When you bring a product to market, all the messy, real-life considerations that are abstracted in academia and DARPA work must be taken into account. For example, in CGC...

  • ...we didn’t have to worry about ingesting a program. DARPA designed a whole infrastructure for that. As a product, we have to develop easy-to-use ways to ingest new software.
  • ...we had 7 system calls, which are representative theoretically of real systems. As a product, we have to deal with the complexity of each OS. We are focusing on Linux today, as we believe it will be the best user experience out-the-door.

We’re not designing Mayhem as a product in isolation. We have several design partners who committed early on to help realize the vision. The Department of Defense has been a large influencer. They acutely feel the pain from a) having mission-critical systems to secure, and b) having to deal with both having no source code and fitting into DevOps situations. In 2017, we partnered with Defense Innovation Unit, a progressive group within the Department of Defense, to adapt Mayhem’s capabilities into both left-of-ship development processes and right-of-ship testing and validation processes. Our multi-million dollar contract with the Department of Defense became non-dilutive funding for ForAllSecure, continuing our ability to grow while remaining profitable.

In addition to DIU, we are also collaborating with design partners in automotive, Internet of Things (IoT), and high-tech industries to understand how Mayhem is used to secure the software they develop, as well as the software they integrate from third-party suppliers, including partners and open source.
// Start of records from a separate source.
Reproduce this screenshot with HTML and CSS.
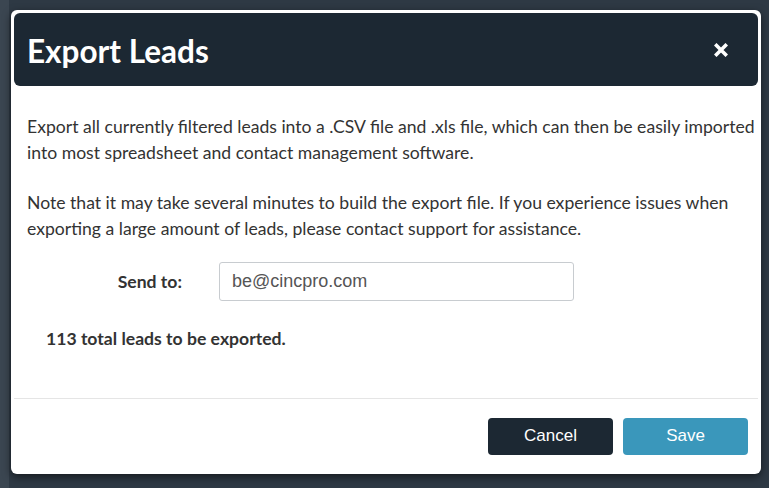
FILE: index.html
```html
<!DOCTYPE html>
<html>
<head>
<meta charset="utf-8">
<link rel="stylesheet" href="styles.css">
</head>
<body>
<div class="backdrop">
  <div class="modal">
    <div class="modal-header">
      <h1 class="modal-title">Export Leads</h1>
      <button class="close" aria-label="Close">
        <svg width="14" height="14" viewBox="0 0 14 14"><path d="M2.5 2.5 L11.5 11.5 M11.5 2.5 L2.5 11.5" stroke="#fff" stroke-width="3.6" stroke-linecap="square"/></svg>
      </button>
    </div>
    <div class="modal-body">
      <p class="para">Export all currently filtered leads into a .CSV file and .xls file, which can then be easily imported into most spreadsheet and contact management software.</p>
      <p class="para">Note that it may take several minutes to build the export file. If you experience issues when exporting a large amount of leads, please contact support for assistance.</p>
      <div class="form-row">
        <label class="form-label">Send to:</label>
        <input class="form-input" type="text" value="be@cincpro.com">
      </div>
      <p class="total">113 total leads to be exported.</p>
    </div>
    <div class="modal-footer">
      <button class="btn btn-cancel">Cancel</button>
      <button class="btn btn-save">Save</button>
    </div>
  </div>
</div>
</body>
</html>
```
FILE: styles.css
```css
html, body {
  margin: 0;
  padding: 0;
}
body {
  width: 769px;
  height: 488px;
  overflow: hidden;
  background: linear-gradient(to right, #3b4651 0, #3b4651 9px, #2e3944 9px, #2e3944 100%);
  font-family: "Lato", "Liberation Sans", sans-serif;
}
.backdrop {
  padding: 10px 0 0 11px;
}
.modal {
  width: 744px;
  background: #fff;
  border-radius: 6px;
  padding: 3px;
  box-shadow: 0 3px 8px rgba(0, 0, 0, 0.55);
}
.modal-header {
  height: 73px;
  background: #1c2833;
  border-radius: 6px;
  display: flex;
  align-items: center;
  justify-content: space-between;
  padding: 0 30px 0 13px;
}
.modal-title {
  margin: 4px 0 0 0;
  color: #fff;
  font-family: "Lato", sans-serif;
  font-weight: 700;
  font-size: 31.5px;
  line-height: 1;
}
.close {
  background: none;
  border: 0;
  padding: 0;
  margin: 0;
  width: 14px;
  height: 14px;
  display: block;
  cursor: pointer;
}
.close svg {
  display: block;
}
.modal-body {
  padding: 28px 0 0 13px;
  color: #333;
  font-size: 17.6px;
  line-height: 25.5px;
  display: flex;
  flex-direction: column;
}
.para {
  margin: 0;
}
.para + .para {
  margin-top: 25px;
}
.form-row {
  display: flex;
  align-items: center;
  margin-top: 21px;
}
.form-label {
  width: 155px;
  text-align: right;
  font-weight: 700;
  color: #333;
  margin-right: 37px;
}
.form-input {
  box-sizing: border-box;
  width: 355px;
  height: 39px;
  border: 1px solid #c8ccd0;
  border-radius: 3px;
  padding: 0 12px;
  font-family: "Liberation Sans", Arial, sans-serif;
  font-size: 18px;
  color: #555;
  background: #fff;
}
.total {
  margin: 25px 0 0 19px;
  font-weight: 700;
  color: #333;
}
.modal-footer {
  margin-top: 46px;
  border-top: 1px solid #e5e5e5;
  display: flex;
  justify-content: flex-end;
  gap: 10px;
  padding: 19px 10px 16px 0;
}
.btn {
  width: 125px;
  height: 37px;
  border: 0;
  border-radius: 4px;
  color: #fff;
  font-family: "Liberation Sans", Arial, sans-serif;
  font-size: 17px;
  padding: 0;
}
.btn-cancel {
  background: #1c2833;
}
.btn-save {
  background: #3a97bb;
}
```
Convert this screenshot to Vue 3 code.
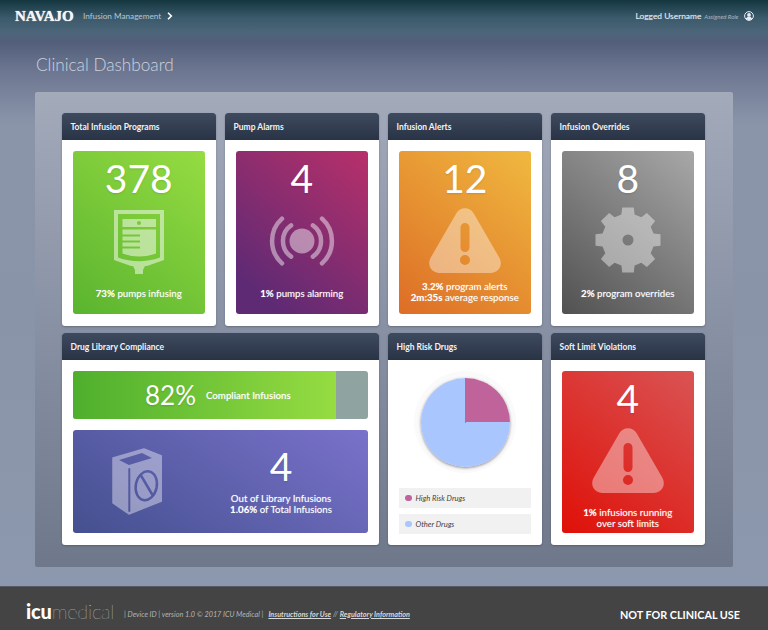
<script setup>
const gearPts = []
for (let i = 0; i < 8; i++) {
  const a = (i * Math.PI) / 4
  const pts = [[-6.6, -25.5], [-5.8, -32.5], [5.8, -32.5], [6.6, -25.5]]
  for (const [x, y] of pts) {
    gearPts.push(`${(x * Math.cos(a) - y * Math.sin(a)).toFixed(2)},${(x * Math.sin(a) + y * Math.cos(a)).toFixed(2)}`)
  }
}
const gearPath = 'M' + gearPts.join('L') + 'Z M5.5 0a5.5 5.5 0 1 1-11 0a5.5 5.5 0 1 1 11 0Z'
const warn = 'M27.5 5a10 10 0 0 1 17 0L70.5 50a10 10 0 0 1-8.5 15H10a10 10 0 0 1-8.5-15ZM36 15a4.5 4.5 0 0 1 4.5 4.5v20a4.5 4.5 0 0 1-9 0v-20a4.5 4.5 0 0 1 4.5-4.5ZM41 52a5 5 0 1 1-10 0a5 5 0 1 1 10 0Z'
</script>

<template>
  <div class="page">
    <header class="top">
      <span class="logo">NAVAJO</span>
      <span class="crumb">Infusion Management</span>
      <svg class="chev" width="6" height="8" viewBox="0 0 6 8"><path d="M1 .8 4.3 4 1 7.2" fill="none" stroke="#fff" stroke-width="1.6"/></svg>
      <span class="user">Logged Username</span>
      <span class="role">Assigned Role</span>
      <svg class="avatar" width="10" height="10" viewBox="0 0 10 10">
        <circle cx="5" cy="5" r="4.4" fill="none" stroke="#e8ecf0" stroke-width="1"/>
        <circle cx="5" cy="3.9" r="1.9" fill="#e8ecf0"/>
        <path d="M1.8 8c.6-1.6 1.8-2.2 3.2-2.2S7.600 6.400 8.200 8c-1.600 1.500-4.800 1.500-6.400 0Z" fill="#e8ecf0"/>
      </svg>
    </header>

    <h1 class="title">Clinical Dashboard</h1>

    <main class="panel">
      <div class="grid">
        <section class="card">
          <h2>Total Infusion Programs</h2>
          <div class="body">
            <div class="tile green">
              <div class="num">378</div>
              <svg class="ico" width="50" height="64" viewBox="0 0 50 64" fill="#fff" fill-rule="evenodd" opacity=".5">
                <path d="M0 0H50V50L33 56H31L29 60V64H21V60L19 56H17L0 50ZM4 4V47.500Q25 55 46 47.500V4Z"/>
                <path d="M8.500 9H42V17H8.500ZM25 11a2 2 0 1 0 0 4a2 2 0 1 0 0-4Z"/>
                <path d="M8.500 19.500H42V43.500Q25 49.500 8.500 43.500V38.500H26V36.500H8.500V32.500H26V30.500H8.500V26.500H26V24.500H8.500Z"/>
              </svg>
              <p class="lab lab-one"><b>73%</b> pumps infusing</p>
            </div>
          </div>
        </section>

        <section class="card">
          <h2>Pump Alarms</h2>
          <div class="body">
            <div class="tile purple">
              <div class="num">4</div>
              <svg class="ico ico-alarm" width="66" height="50" viewBox="-33 -25 66 50" opacity=".45">
                <circle r="12.500" fill="#fff"/>
                <path d="M-20-22.300A30 30 0 0 0-20 22.300M20-22.300A30 30 0 0 1 20 22.300M-10.900-15.600A19 19 0 0 0-10.900 15.600M10.900-15.600A19 19 0 0 1 10.900 15.600" fill="none" stroke="#fff" stroke-width="4.500" stroke-linecap="round"/>
              </svg>
              <p class="lab lab-one"><b>1%</b> pumps alarming</p>
            </div>
          </div>
        </section>

        <section class="card">
          <h2>Infusion Alerts</h2>
          <div class="body">
            <div class="tile orange">
              <div class="num">12</div>
              <svg class="ico ico-warn" width="72" height="65" viewBox="0 0 72 65"><path :d="warn" fill="#fff" fill-rule="evenodd" opacity=".4"/></svg>
              <p class="lab lab-two"><b>3.2%</b> program alerts<br><b>2m:35s</b> average response</p>
            </div>
          </div>
        </section>

        <section class="card">
          <h2>Infusion Overrides</h2>
          <div class="body">
            <div class="tile grey">
              <div class="num">8</div>
              <svg class="ico ico-gear" width="66" height="66" viewBox="-33 -33 66 66"><path :d="gearPath" fill="#fff" fill-rule="evenodd" opacity=".42"/></svg>
              <p class="lab lab-one"><b>2%</b> program overrides</p>
            </div>
          </div>
        </section>

        <section class="card wide">
          <h2>Drug Library Compliance</h2>
          <div class="body stack">
            <div class="bar">
              <div class="bar-fill">
                <span class="pct">82%</span>
                <span class="pct-lab">Compliant Infusions</span>
              </div>
            </div>
            <div class="tile indigo">
              <svg class="book" width="50" height="67" viewBox="0 0 50 67">
                <mask id="bookmask">
                  <rect width="50" height="67" fill="#fff"/>
                  <path d="M7 12 30 5 40 10 17 17Z" fill="#000"/>
                  <path d="M17.300 21V63" stroke="#000" stroke-width="2" stroke-linecap="round" fill="none"/>
                  <ellipse cx="34.300" cy="37.700" rx="10.500" ry="14.600" transform="rotate(12 34.300 37.700)" fill="none" stroke="#000" stroke-width="2.500"/>
                  <path d="M29 27.500 40.500 47" stroke="#000" stroke-width="2.500"/>
                </mask>
                <path d="M1 10 32 1 49.500 8V53L17 66 1 55Z" fill="#fff" opacity=".4" mask="url(#bookmask)" stroke="#fff" stroke-width="1.500" stroke-linejoin="round"/>
              </svg>
              <div class="oob">
                <div class="num">4</div>
                <p class="lab">Out of Library Infusions<br><b>1.06%</b> of Total Infusions</p>
              </div>
            </div>
          </div>
        </section>

        <section class="card">
          <h2>High Risk Drugs</h2>
          <div class="body legendbody">
            <div class="halo"><div class="pie"></div></div>
            <div class="leg"><i class="dot pink"></i><em>High Risk Drugs</em></div>
            <div class="leg"><i class="dot blue"></i><em>Other Drugs</em></div>
          </div>
        </section>

        <section class="card">
          <h2>Soft Limit Violations</h2>
          <div class="body">
            <div class="tile red">
              <div class="num">4</div>
              <svg class="ico ico-warn" width="72" height="65" viewBox="0 0 72 65"><path :d="warn" fill="#fff" fill-rule="evenodd" opacity=".4"/></svg>
              <p class="lab lab-red"><b>1%</b> infusions running<br>over soft limits</p>
            </div>
          </div>
        </section>
      </div>
    </main>

    <footer class="foot">
      <span class="icu"><b>icu</b>medical</span>
      <span class="meta">| Device ID | version 1.0 © 2017 ICU Medical |</span>
      <a class="link">Insutructions for Use</a>
      <span class="sep">//</span>
      <a class="link">Regulatory Information</a>
      <span class="nfc">NOT FOR CLINICAL USE</span>
    </footer>
  </div>
</template>

<style scoped>
.page {
  width: 768px;
  height: 630px;
  overflow: hidden;
  display: flex;
  flex-direction: column;
  font-family: Lato, "Open Sans", sans-serif;
  background: linear-gradient(180deg, #14363f 0, #3b5a6c 18px, #4c6579 32px, #535f7a 42px, #6d7792 72px, #8b95aa 125px, #8a94a9 320px, #8c98ad 586px);
}
.top {
  height: 32px;
  flex: none;
  display: flex;
  align-items: center;
  padding: 0 14.500px 0 15px;
  color: #fff;
}
.logo {
  font-family: "Liberation Serif", serif;
  font-weight: 700;
  font-size: 15px;
  width: 59px;
  color: #f4f6f7;
  text-shadow: 0 0 1px #fff;
}
.crumb { margin-left: 9px; font-size: 8.200px; color: #b7c4d0; }
.chev { margin-left: 6px; }
.user { margin-left: auto; font-size: 8.400px; color: #e8ecef; text-shadow: 0 0 1px rgba(255, 255, 255, .35); }
.role { margin-left: 3px; font-size: 6px; font-style: italic; color: #a9b5c1; }
.avatar { margin-left: 5px; }
.title {
  margin: 20px 0 0 36px;
  height: 40px;
  flex: none;
  font-size: 17.200px;
  line-height: 26px;
  font-weight: 300;
  color: #ccd2de;
}
.panel {
  flex: none;
  width: 698px;
  height: 475px;
  margin-left: 35px;
  box-sizing: border-box;
  padding: 21px 28px 0 27px;
  border-radius: 2px;
  background: linear-gradient(180deg, #a3aaba 0, #8c94a7 200px, #6f778b 475px);
}
.grid {
  display: grid;
  grid-template-columns: repeat(4, 154px);
  grid-template-rows: 213px 212px;
  gap: 7px 9px;
}
.card {
  background: #fff;
  border-radius: 3px;
  display: flex;
  flex-direction: column;
  box-shadow: 0 1px 2px rgba(40, 45, 60, .35);
}
.wide { grid-column: span 2; }
.card h2 {
  margin: 0;
  height: 27px;
  flex: none;
  box-sizing: border-box;
  padding-left: 8.500px;
  border-radius: 3px 3px 0 0;
  background: linear-gradient(180deg, #3e4a5e, #293346);
  color: #f1f3f5;
  font-size: 8.500px;
  font-weight: 700;
  line-height: 28px;
}
.body { flex: 1; padding: 11px 11.500px 12px 11px; display: flex; flex-direction: column; min-height: 0; }
.tile {
  flex: 1;
  display: flex;
  flex-direction: column;
  align-items: center;
  border-radius: 3px;
  color: #fff;
  min-height: 0;
}
.num {
  font-size: 39px;
  line-height: 46px;
  height: 46px;
  margin-top: 4px;
  font-weight: 400;
  text-shadow: 0 1px 2px rgba(0, 0, 0, .12);
}
.ico { margin-top: 9px; display: block; flex: none; }
.ico-alarm { margin-top: 15px; }
.ico-warn { margin-top: 7px; }
.ico-gear { margin-top: 6px; }
.lab {
  margin: 0;
  font-size: 9.700px;
  line-height: 11px;
  text-align: center;
  color: #fff;
  text-shadow: 0 0 1px rgba(255, 255, 255, .45);
}
.lab-one { margin-top: auto; margin-bottom: 15.500px; }
.lab-two { margin-top: auto; margin-bottom: 11px; }
.lab-red { margin-top: auto; margin-bottom: 4.500px; }
.green { background: linear-gradient(40deg, #5ab42f, #96dc42); }
.purple { background: linear-gradient(40deg, #5f2a74 15%, #b8306a); }
.orange { background: linear-gradient(40deg, #dd6d26, #f0b93f); }
.grey { background: linear-gradient(40deg, #515151, #a8a8a8); }
.red { background: linear-gradient(40deg, #df1008, #d95454); }
.indigo { background: linear-gradient(35deg, #44508f, #7a72cb); }
.stack { gap: 11px; }
.bar {
  height: 48px;
  flex: none;
  background: #8fa3a0;
  border-radius: 3px;
  overflow: hidden;
}
.bar-fill {
  width: 263px;
  height: 48px;
  display: flex;
  align-items: center;
  background: linear-gradient(90deg, #4eaf2d, #96dc42);
  color: #fff;
}
.pct { margin-left: 72px; font-size: 26px; text-shadow: 0 1px 2px rgba(0, 0, 0, .15); }
.pct-lab { margin-left: 10px; font-size: 9.700px; font-weight: 500; text-shadow: 0 0 1px rgba(255, 255, 255, .45); }
.indigo { flex-direction: row; align-items: flex-start; }
.book { margin: 18px 0 0 39px; flex: none; }
.oob {
  margin-left: 54px;
  width: 130px;
  display: flex;
  flex-direction: column;
  align-items: center;
}
.oob .num { margin-top: 13px; }
.oob .lab { margin-top: 4px; }
.legendbody { padding: 0 11px 11px; }
.halo {
  width: 102px;
  height: 102px;
  margin: 11px auto 0;
  flex: none;
  border-radius: 50%;
  background: #fafafa;
  display: flex;
  align-items: center;
  justify-content: center;
}
.pie {
  width: 89px;
  height: 89px;
  border-radius: 50%;
  background: conic-gradient(#c0639b 0 25%, #aac6ff 25% 100%);
  box-shadow: 0 1px 3px rgba(40, 40, 60, .55);
}
.leg {
  height: 20px;
  flex: none;
  margin-top: 6px;
  display: flex;
  align-items: center;
  background: #f1f1f1;
  font-size: 7.600px;
  color: #444;
}
.halo + .leg { margin-top: 15px; }
.dot { width: 6.500px; height: 6.500px; border-radius: 50%; margin: 0 4px 0 6px; }
.pink { background: #c0639b; }
.blue { background: #aac6ff; }
.foot {
  margin-top: 19px;
  height: 44px;
  flex: none;
  background: #444;
  display: flex;
  align-items: center;
  box-sizing: border-box;
  padding: 11px 28px 0 26px;
  color: #b5b5b5;
  font-size: 7.250px;
  font-style: italic;
  border-top: 1px solid #555a64;
}
.icu {
  font-size: 20px;
  font-style: normal;
  font-weight: 100;
  color: #e0e0e0;
  letter-spacing: -.2px;
  width: 98px;
  margin-top: -6px;
}
.icu b { font-weight: 900; color: #fff; }
.meta { white-space: nowrap; }
.link { margin-left: 5px; font-size: 7.200px; font-weight: 700; color: #d8d8d8; text-decoration: underline; white-space: nowrap; }
.sep { margin-left: 2px; margin-right: -3px; }
.nfc {
  margin-left: auto;
  font-size: 10.800px;
  font-style: normal;
  font-weight: 700;
  color: #fff;
  white-space: nowrap;
}
</style>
Our collaboration with design partners has helped us develop Mayhem into a scalable, enterprise-grade platform with broader architecture support, DevOps integration, and enhanced usability, allowing security, testing, and development teams to bring powerful dynamic security testing into their software lifecycle.

Over the coming year, ForAllSecure will make its solution available to mainstream companies and eventually to end-user consumers. In our first steps, we’re focusing on those with critical systems, as well as those already familiar with behavior testing techniques, such as fuzzing or symbolic execution. Today, the current version of Mayhem is available as a part of our early access program. Contact us at https://forallsecure.com/early-access/ if you’re interested in learning more.

Additionally, we are scaling our engineering and business teams across our offices in Palo Alto CA, Pittsburgh PA, and Washington D.C. to continue evolving Mayhem. We are expanding our team with people passionate about building autonomous software security. Visit our Careers page to explore open roles.

The Next Chapter

The last two years have been a remarkable journey. I am incredibly proud of what we’ve accomplished for the company and the Mayhem solution. I am grateful to our design partners as well as the ForAllSecure team.